Pur non essendo mezzi adatti a crocieristi amanti del lusso e dei divertimenti a bordo, queste navi agili e robuste, adatte sia al mare aperto sia ai ghiacci, offrono cabine e spazi comuni con un buon livello di comfort e un ponte di comando sempre accessibile ai passeggeri. Coste frastagliate, profondi fiordi, montagne e isolotti di ghiaccio alla deriva disegnano, a grandi pennellate, il paesaggio incontrato durante la navigazione, che può offrire l’emozione di un’inaspettata danza di balene, la visione a distanza ravvicinata di imponenti orsi bianchi, di trichechi, della foca dagli anelli e di quella barbata, di gazze marine minori, fulmari artici, conigli marini, per non parlare dell’oca dalla faccia bianca, dei rari gabbiani di Sabine e d’avorio, della pernice bianca e dei puffin, delle anatre e dei trampolieri nelle zone interne.

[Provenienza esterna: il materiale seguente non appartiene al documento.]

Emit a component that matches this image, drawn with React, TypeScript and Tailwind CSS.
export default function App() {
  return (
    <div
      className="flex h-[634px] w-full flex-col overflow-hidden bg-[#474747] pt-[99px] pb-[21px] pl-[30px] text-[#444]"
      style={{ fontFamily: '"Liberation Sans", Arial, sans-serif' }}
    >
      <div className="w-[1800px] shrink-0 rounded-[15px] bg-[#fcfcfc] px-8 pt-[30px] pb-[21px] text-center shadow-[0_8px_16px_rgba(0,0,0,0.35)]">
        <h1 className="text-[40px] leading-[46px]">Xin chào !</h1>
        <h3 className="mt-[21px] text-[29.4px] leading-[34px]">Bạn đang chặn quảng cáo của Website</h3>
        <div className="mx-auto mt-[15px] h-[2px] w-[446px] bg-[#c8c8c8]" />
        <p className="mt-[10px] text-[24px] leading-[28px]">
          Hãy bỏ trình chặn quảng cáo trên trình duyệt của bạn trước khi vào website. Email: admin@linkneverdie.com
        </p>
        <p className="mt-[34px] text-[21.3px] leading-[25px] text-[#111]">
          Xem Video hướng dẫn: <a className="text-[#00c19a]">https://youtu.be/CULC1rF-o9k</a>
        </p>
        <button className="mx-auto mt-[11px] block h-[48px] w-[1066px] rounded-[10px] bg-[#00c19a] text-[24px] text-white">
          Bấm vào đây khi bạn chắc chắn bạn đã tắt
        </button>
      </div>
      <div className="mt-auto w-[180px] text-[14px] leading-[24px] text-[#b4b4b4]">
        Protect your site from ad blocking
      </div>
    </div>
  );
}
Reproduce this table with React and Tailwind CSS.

Mentre si costeggia, non è infrequente imbattersi in volpi e lepri artiche o nella renna nana e nel bue muschiato, di recente reintrodotto con successo nell’ecosistema.
I tour operator specializzati organizzano crociere all inclusive in motonave, spesso secondo la formula cinque notti-sei giorni. Le cabine vanno dai mille ai 2600 euro circa a seconda della sistemazione (vi si deve aggiungere l’assicurazione obbligatoria di 70 euro), sono esclusi trasbordo aereo, equipaggiamento, trasferimenti locali e la tassa ambientale. Indicativamente, un volo in bassa stagione Milano-Longyearbyen andata e ritorno ha un costo a partire dai 500 euro, più le tasse aeroportuali. Eventuali programmi su misura risulteranno ovviamente più costosi: in quel caso, l’operatore provvederà a fornire supporto logistico, materiali e accompagnatori locali.